### [Exercise task]
Find every line in the records below that holds the word "this" and copy it.

### [Information supplied]

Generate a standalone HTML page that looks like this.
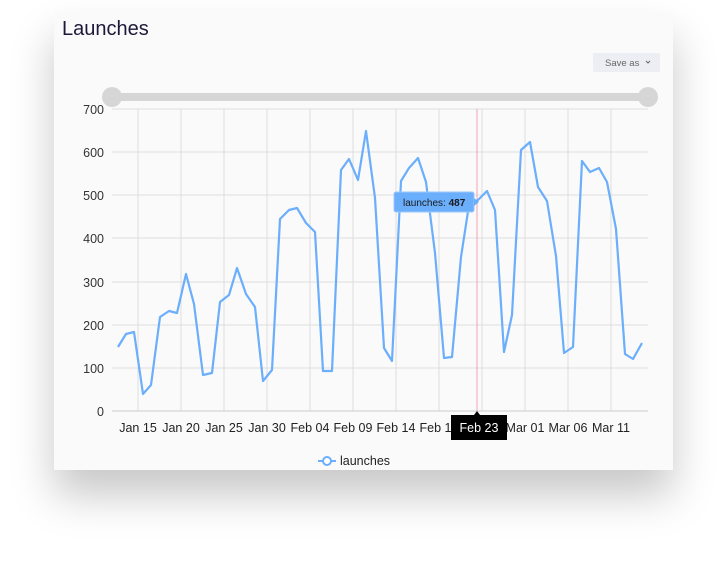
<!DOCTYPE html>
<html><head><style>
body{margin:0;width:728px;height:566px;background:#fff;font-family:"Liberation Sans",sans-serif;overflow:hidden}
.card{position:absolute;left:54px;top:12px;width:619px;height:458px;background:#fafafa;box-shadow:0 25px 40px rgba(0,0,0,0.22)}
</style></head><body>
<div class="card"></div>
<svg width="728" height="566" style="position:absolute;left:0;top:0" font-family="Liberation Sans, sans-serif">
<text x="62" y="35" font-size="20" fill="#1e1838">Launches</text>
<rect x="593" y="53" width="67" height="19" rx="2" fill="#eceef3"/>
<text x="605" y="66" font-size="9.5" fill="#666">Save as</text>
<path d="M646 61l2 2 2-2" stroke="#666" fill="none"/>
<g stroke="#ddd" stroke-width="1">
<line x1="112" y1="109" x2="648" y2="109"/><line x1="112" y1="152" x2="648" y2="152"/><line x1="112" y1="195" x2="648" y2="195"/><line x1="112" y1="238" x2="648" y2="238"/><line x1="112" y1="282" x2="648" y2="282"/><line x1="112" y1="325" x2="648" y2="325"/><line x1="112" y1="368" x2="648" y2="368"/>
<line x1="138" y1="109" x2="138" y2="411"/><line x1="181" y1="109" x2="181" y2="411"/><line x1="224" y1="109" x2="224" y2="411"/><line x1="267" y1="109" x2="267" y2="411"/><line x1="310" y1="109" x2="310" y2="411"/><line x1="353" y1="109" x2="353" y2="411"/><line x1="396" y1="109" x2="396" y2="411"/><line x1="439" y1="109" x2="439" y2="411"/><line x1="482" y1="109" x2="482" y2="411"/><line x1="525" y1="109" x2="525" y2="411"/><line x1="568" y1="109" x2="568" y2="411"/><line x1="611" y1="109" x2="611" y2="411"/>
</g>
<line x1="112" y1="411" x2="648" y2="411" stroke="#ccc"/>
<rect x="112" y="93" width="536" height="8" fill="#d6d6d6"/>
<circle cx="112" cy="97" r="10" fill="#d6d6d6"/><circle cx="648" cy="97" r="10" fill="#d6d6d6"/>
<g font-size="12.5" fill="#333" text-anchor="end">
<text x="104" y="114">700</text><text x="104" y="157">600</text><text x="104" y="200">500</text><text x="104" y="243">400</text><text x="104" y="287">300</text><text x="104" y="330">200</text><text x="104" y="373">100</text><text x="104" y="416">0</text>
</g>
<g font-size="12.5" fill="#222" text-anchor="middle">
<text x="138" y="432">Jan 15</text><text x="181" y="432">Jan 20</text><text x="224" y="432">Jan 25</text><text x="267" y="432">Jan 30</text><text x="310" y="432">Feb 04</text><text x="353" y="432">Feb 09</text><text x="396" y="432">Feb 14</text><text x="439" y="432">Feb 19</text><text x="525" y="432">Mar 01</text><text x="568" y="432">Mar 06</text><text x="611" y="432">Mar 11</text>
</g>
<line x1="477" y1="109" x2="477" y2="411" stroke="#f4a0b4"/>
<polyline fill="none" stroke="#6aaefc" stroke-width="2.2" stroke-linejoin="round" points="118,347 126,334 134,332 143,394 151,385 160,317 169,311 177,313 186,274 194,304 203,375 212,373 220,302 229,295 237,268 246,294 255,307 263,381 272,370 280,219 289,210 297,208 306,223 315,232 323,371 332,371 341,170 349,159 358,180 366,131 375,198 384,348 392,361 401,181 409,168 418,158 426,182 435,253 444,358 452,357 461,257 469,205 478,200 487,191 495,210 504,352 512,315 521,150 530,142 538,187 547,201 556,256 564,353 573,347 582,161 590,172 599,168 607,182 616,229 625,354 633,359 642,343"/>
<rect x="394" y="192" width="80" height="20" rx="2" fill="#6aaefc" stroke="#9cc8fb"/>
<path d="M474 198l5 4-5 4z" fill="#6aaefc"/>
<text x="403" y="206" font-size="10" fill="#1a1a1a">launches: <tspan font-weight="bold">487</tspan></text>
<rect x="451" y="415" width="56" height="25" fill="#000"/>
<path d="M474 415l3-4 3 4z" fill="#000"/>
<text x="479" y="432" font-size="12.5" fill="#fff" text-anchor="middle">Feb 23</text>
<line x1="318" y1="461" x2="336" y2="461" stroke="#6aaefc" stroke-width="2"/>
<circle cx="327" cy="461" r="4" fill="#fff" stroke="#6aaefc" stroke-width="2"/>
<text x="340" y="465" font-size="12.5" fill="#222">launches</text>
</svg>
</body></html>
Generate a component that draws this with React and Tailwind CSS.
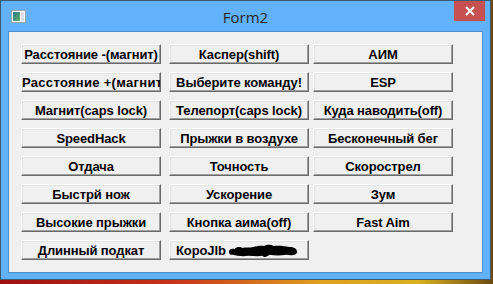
==
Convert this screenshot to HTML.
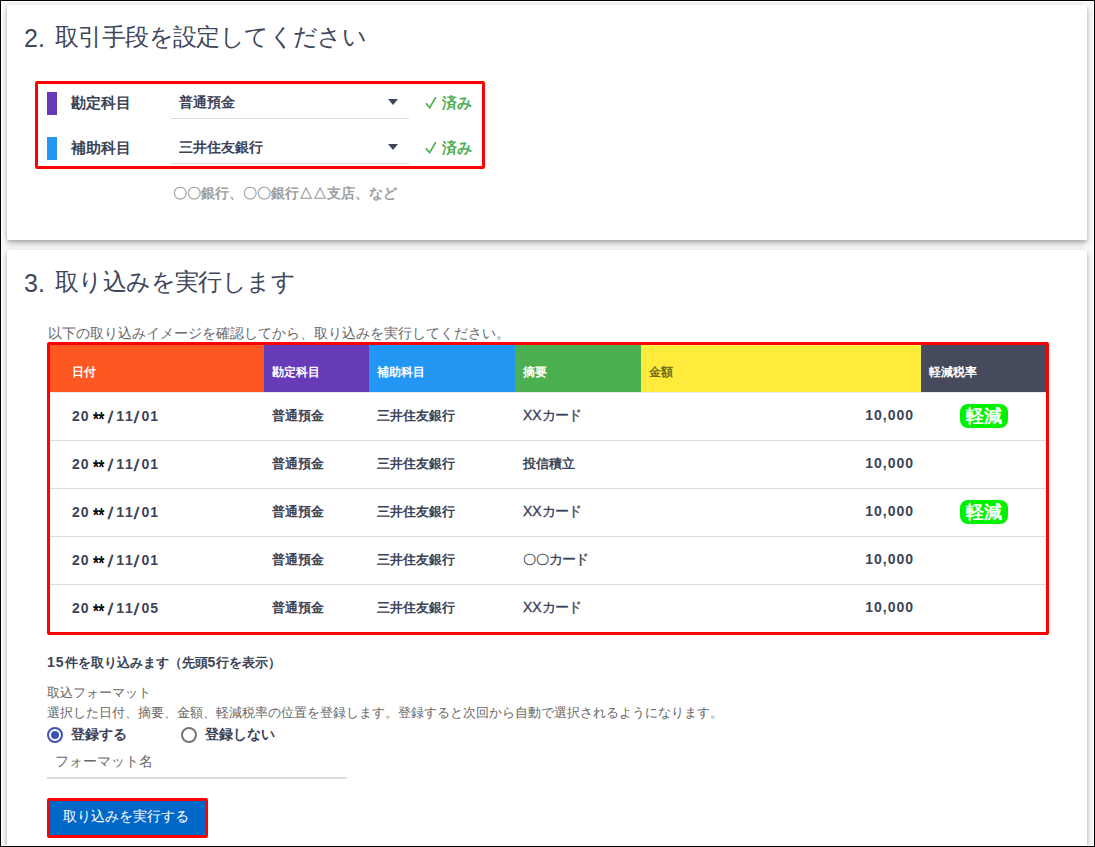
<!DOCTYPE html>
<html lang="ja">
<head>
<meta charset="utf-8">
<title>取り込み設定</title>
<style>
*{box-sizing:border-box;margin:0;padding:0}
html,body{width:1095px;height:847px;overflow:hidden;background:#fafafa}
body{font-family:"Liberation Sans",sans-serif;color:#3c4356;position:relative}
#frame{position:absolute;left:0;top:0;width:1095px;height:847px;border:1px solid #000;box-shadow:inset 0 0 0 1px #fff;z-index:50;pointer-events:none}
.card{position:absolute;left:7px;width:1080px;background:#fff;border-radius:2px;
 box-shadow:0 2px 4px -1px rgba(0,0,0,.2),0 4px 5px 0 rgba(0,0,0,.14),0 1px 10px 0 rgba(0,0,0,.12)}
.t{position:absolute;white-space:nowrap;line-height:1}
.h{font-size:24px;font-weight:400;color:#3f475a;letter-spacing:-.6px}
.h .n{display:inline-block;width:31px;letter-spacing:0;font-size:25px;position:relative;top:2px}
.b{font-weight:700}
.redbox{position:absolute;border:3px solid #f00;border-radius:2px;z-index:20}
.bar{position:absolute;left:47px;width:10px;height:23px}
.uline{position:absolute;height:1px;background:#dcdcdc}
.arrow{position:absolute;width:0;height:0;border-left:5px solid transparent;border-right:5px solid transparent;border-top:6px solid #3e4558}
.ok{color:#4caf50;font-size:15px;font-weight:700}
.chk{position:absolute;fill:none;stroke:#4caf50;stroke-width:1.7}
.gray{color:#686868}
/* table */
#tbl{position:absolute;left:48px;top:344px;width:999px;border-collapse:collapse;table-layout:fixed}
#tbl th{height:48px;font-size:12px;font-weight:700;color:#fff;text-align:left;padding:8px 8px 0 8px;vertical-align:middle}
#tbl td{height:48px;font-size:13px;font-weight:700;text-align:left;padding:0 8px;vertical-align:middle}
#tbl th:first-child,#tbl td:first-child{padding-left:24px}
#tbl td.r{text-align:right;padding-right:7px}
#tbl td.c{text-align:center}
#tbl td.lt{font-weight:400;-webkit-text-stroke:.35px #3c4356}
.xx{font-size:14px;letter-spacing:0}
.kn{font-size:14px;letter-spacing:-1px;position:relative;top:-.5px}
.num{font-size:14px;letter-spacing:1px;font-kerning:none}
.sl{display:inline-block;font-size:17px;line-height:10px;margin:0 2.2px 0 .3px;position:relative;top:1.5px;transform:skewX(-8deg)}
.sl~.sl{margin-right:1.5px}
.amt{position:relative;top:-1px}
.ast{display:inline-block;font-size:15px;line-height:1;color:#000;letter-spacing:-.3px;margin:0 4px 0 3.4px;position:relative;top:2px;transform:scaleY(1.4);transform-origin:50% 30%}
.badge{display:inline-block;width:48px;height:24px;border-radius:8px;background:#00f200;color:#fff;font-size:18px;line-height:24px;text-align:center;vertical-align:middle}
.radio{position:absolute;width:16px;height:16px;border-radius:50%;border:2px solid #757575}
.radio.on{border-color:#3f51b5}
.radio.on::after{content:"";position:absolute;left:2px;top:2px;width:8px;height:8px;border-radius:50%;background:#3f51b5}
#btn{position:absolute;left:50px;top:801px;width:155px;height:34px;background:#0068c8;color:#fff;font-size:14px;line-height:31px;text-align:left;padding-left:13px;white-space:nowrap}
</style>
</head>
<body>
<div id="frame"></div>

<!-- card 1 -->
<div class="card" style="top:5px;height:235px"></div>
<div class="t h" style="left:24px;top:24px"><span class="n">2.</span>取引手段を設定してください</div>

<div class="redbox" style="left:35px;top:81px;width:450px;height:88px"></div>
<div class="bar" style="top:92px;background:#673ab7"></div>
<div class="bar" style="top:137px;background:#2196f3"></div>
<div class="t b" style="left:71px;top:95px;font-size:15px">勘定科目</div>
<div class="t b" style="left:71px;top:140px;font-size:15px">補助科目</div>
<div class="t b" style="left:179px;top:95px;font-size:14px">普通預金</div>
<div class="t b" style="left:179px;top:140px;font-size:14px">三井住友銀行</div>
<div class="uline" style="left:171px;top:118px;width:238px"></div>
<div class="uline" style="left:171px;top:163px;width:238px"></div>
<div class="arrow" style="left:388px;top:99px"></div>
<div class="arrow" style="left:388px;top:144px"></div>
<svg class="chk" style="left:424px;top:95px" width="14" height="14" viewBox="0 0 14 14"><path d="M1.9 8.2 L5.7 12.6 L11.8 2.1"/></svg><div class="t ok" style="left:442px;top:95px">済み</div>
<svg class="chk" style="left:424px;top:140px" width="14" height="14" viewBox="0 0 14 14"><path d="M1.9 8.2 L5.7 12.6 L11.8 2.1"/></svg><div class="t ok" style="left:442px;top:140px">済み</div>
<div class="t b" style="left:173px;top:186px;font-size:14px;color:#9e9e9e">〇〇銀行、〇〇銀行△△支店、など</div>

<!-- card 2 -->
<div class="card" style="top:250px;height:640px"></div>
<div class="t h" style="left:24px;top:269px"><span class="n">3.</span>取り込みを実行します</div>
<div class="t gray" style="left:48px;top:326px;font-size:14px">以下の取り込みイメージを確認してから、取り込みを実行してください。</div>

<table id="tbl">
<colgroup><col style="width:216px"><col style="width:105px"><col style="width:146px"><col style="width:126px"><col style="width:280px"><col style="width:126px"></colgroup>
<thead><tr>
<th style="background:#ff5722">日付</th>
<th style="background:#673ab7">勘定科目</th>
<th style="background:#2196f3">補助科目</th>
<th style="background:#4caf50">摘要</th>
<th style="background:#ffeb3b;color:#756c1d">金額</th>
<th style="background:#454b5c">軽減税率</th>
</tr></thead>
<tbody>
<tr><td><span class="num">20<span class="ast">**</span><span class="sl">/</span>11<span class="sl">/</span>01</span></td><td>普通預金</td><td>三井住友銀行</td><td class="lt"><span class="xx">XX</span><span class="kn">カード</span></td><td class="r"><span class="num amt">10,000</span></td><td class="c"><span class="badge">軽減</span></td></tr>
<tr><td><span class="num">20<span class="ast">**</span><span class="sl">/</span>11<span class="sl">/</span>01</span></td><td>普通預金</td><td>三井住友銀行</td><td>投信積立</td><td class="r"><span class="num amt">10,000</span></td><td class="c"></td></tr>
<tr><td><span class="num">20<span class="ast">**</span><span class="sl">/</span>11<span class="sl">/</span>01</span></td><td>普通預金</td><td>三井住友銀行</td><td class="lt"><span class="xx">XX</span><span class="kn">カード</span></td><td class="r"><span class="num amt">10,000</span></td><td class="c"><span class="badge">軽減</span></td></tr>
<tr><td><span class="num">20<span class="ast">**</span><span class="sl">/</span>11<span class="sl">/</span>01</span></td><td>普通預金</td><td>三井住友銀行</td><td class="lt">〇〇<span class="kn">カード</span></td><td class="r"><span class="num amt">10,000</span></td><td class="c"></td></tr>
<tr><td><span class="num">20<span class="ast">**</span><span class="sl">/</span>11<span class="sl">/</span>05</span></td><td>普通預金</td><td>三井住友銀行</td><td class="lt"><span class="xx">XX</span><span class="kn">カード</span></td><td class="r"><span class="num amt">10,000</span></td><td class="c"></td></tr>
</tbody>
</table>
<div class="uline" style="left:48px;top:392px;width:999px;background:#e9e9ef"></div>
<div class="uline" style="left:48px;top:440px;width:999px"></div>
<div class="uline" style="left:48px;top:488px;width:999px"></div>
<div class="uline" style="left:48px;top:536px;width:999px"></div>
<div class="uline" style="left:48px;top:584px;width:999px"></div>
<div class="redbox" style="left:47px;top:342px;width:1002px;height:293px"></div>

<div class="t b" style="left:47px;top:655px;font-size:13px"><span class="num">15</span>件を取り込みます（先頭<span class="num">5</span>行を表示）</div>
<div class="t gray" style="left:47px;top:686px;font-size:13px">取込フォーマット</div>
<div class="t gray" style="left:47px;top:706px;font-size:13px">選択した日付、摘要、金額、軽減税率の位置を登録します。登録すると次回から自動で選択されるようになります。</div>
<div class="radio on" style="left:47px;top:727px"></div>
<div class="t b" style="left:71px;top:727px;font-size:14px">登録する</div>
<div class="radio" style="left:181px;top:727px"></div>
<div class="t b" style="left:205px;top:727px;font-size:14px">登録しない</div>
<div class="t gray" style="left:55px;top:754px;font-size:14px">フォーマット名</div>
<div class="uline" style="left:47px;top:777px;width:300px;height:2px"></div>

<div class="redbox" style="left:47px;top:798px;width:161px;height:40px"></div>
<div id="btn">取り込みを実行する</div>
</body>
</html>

### [Task answer]
Generate a standalone HTML page that looks like this.
Generate a component that draws this with React and Tailwind CSS.
Convert this screenshot to HTML.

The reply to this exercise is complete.